→ Instructions to follow
In the listing that follows, count each line where the word "code" appears; write nothing but the count.
---------- Task input
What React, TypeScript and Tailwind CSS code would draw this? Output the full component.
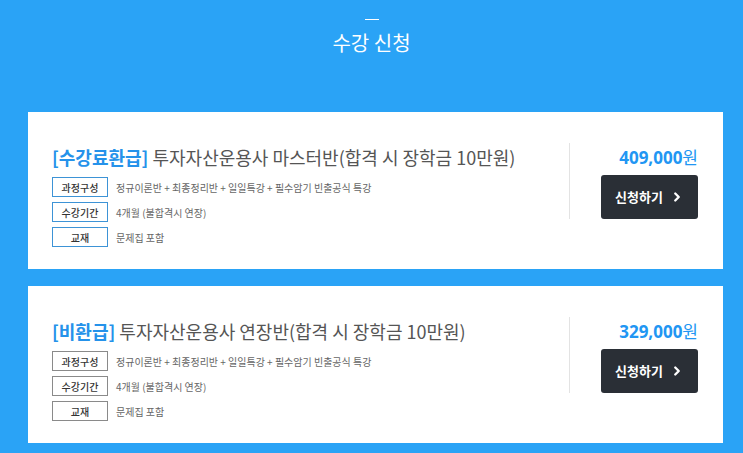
--------------------
---------- Task input
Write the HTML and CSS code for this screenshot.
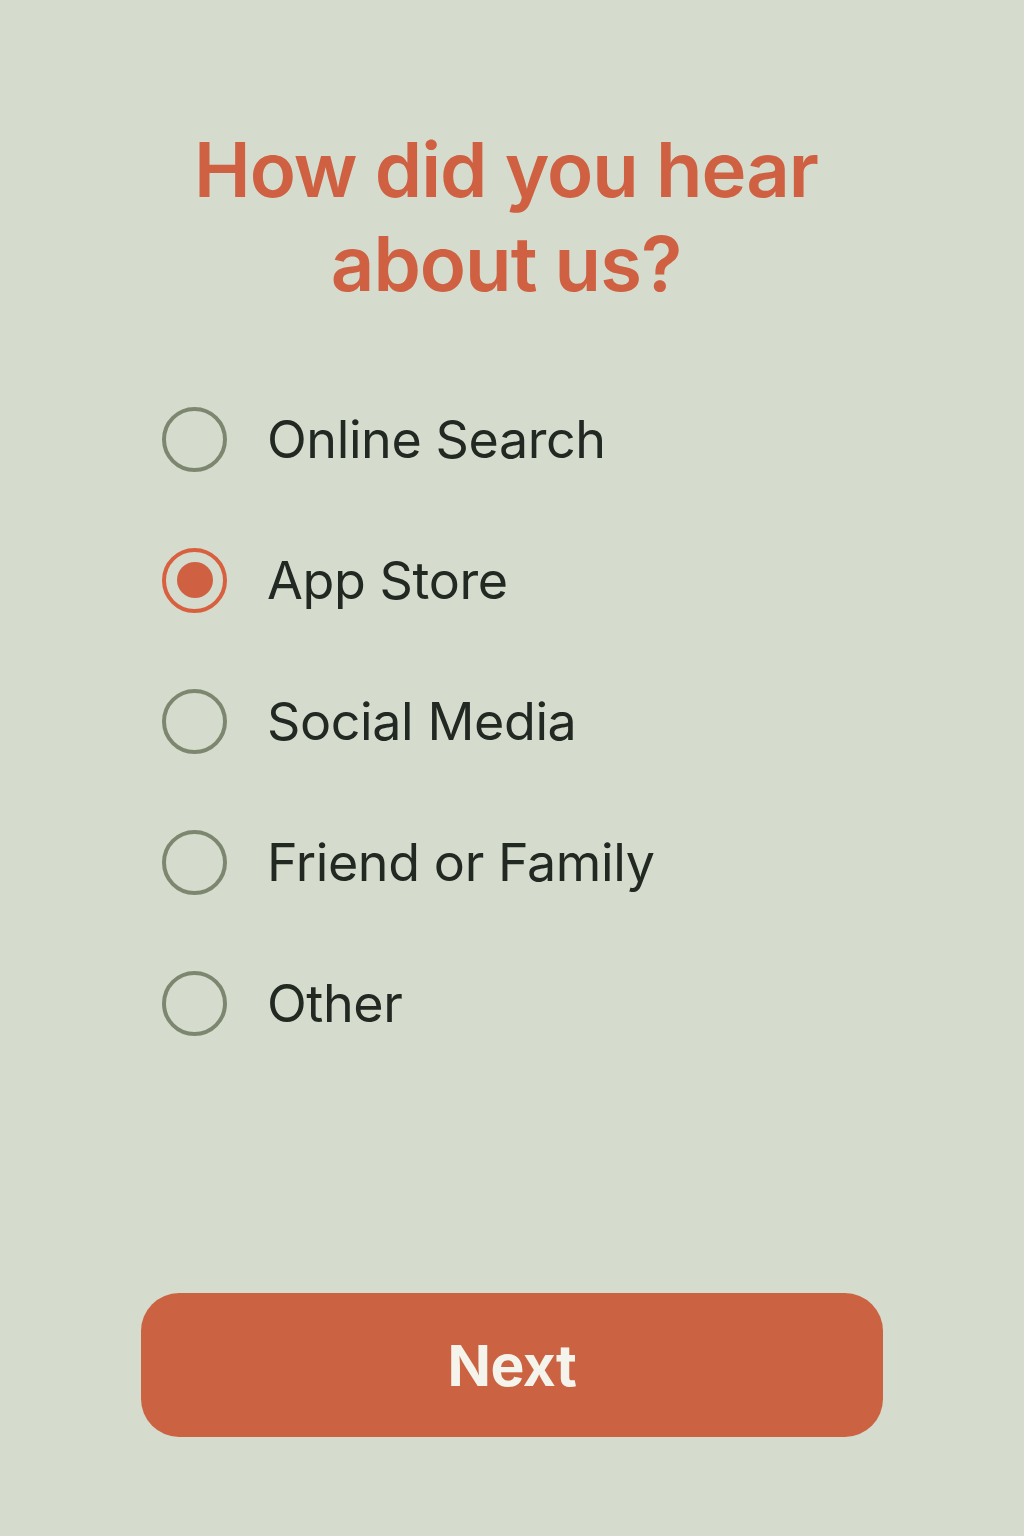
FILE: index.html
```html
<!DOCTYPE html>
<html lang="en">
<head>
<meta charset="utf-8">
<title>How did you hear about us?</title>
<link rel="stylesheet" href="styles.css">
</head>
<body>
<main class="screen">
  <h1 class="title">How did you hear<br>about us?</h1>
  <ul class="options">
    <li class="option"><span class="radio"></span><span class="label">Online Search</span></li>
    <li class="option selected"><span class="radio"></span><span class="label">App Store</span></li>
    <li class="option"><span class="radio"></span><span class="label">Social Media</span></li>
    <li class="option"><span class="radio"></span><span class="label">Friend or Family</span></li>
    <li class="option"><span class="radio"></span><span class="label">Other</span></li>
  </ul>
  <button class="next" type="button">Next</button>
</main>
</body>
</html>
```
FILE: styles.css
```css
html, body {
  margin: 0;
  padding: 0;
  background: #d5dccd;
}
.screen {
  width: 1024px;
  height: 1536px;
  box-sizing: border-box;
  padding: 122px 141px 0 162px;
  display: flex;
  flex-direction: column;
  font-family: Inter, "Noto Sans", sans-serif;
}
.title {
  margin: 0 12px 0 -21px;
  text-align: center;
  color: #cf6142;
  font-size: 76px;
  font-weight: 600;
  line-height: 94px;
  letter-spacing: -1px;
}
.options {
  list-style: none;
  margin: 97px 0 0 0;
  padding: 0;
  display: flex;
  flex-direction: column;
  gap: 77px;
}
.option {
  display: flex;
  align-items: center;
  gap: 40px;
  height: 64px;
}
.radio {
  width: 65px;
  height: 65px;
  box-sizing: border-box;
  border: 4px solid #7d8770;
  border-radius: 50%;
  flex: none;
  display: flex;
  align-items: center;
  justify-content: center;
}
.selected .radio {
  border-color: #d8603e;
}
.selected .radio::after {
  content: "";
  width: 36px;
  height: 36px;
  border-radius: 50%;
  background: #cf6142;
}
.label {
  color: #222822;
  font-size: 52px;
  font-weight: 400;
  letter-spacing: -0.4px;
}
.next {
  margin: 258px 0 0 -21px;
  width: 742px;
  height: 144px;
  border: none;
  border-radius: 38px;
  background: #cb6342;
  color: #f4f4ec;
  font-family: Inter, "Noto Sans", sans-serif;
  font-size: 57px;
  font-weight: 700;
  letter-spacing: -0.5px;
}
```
--------------------
→ Expected answer
2